Special vs. General Assessments
The Court differentiated between special assessments for local improvements and general taxes. In this case, the taxes levied were deemed special assessments because they were intended to fund specific road improvements that would ostensibly benefit the properties within the district. The Court reasoned that special assessments require a demonstration that the properties subject to the assessment will directly benefit from the improvement, unlike general taxes, which are imposed for the general welfare and do not necessitate a direct benefit to specific properties. The Court determined that the process outlined in the Texas statute did not provide adequate assurances that the properties would be benefited equitably, as there was no mechanism for contesting the designation or assessment of the properties. This lack of procedural fairness in determining the benefits rendered the assessments unconstitutional under the Fourteenth Amendment.
Impact of the Ruling
The Court's ruling in this case had significant implications for the creation of taxing districts and the imposition of special assessments. It established that due process considerations must be strictly adhered to when private citizens are given the power to influence or initiate the creation of taxing districts.

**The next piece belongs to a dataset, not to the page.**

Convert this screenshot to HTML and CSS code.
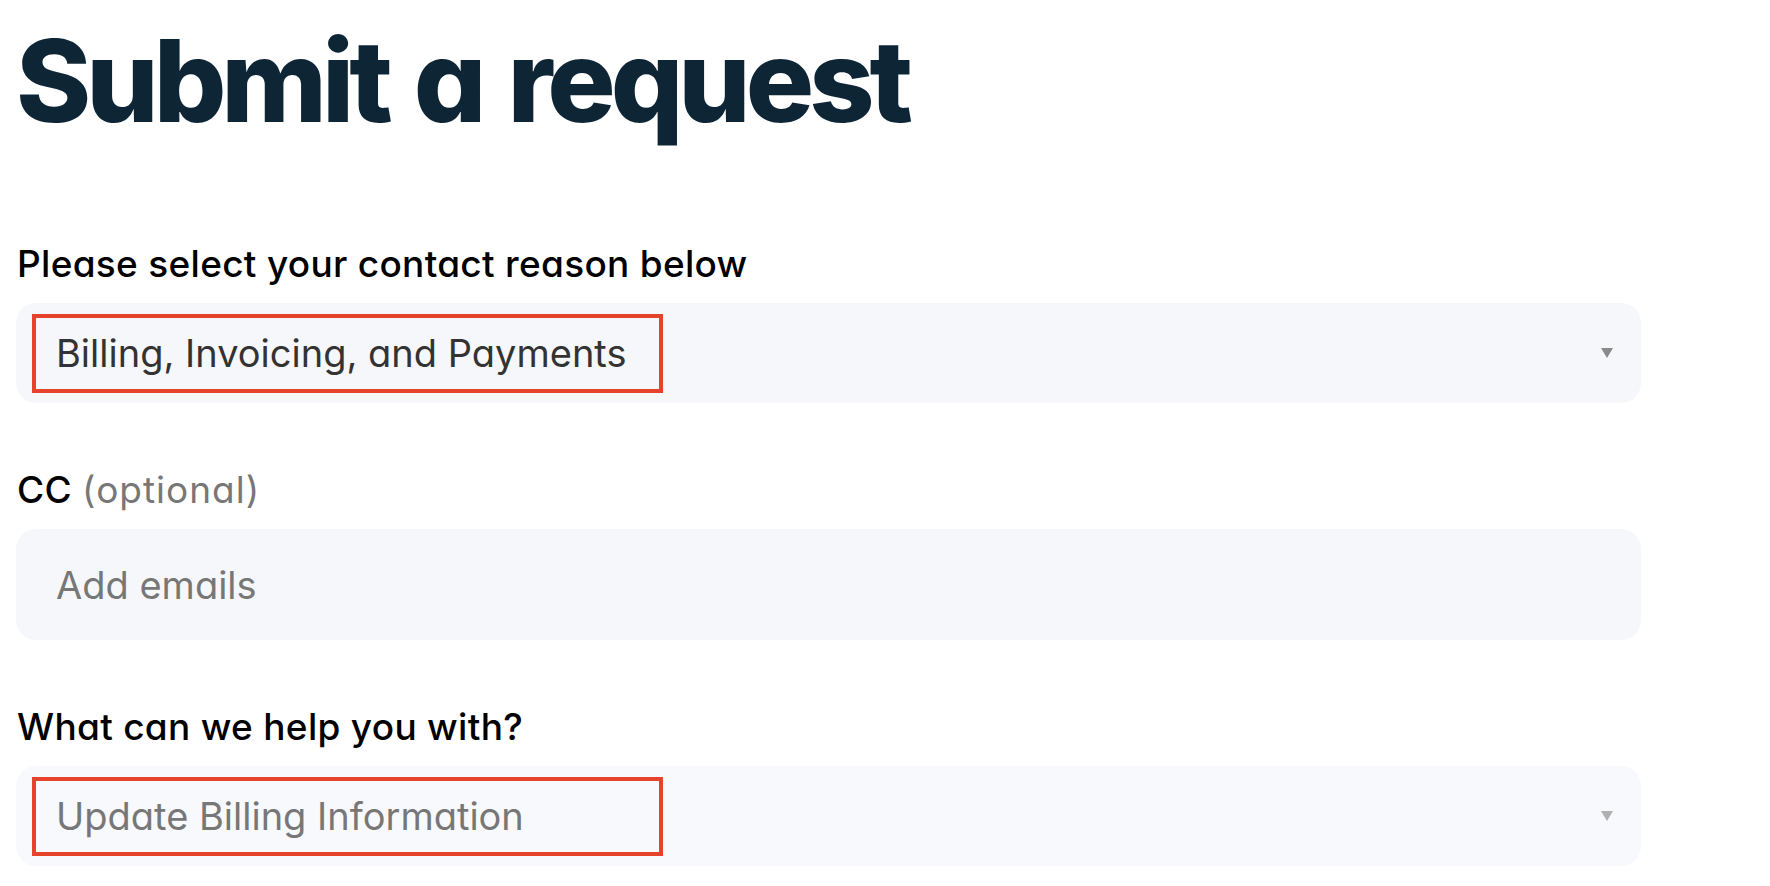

The decision underscored the necessity of legislative oversight and involvement in the process to ensure that all affected property owners are treated fairly and that the imposed assessments are justified by actual benefits. The ruling served as a reminder of the constitutional protections afforded to property owners against arbitrary taxation and reinforced the principle that taxation should be exercised with fairness, transparency, and accountability. By reversing the lower court's decision, the U.S. Supreme Court reaffirmed the importance of due process in the context of property taxation and local improvements.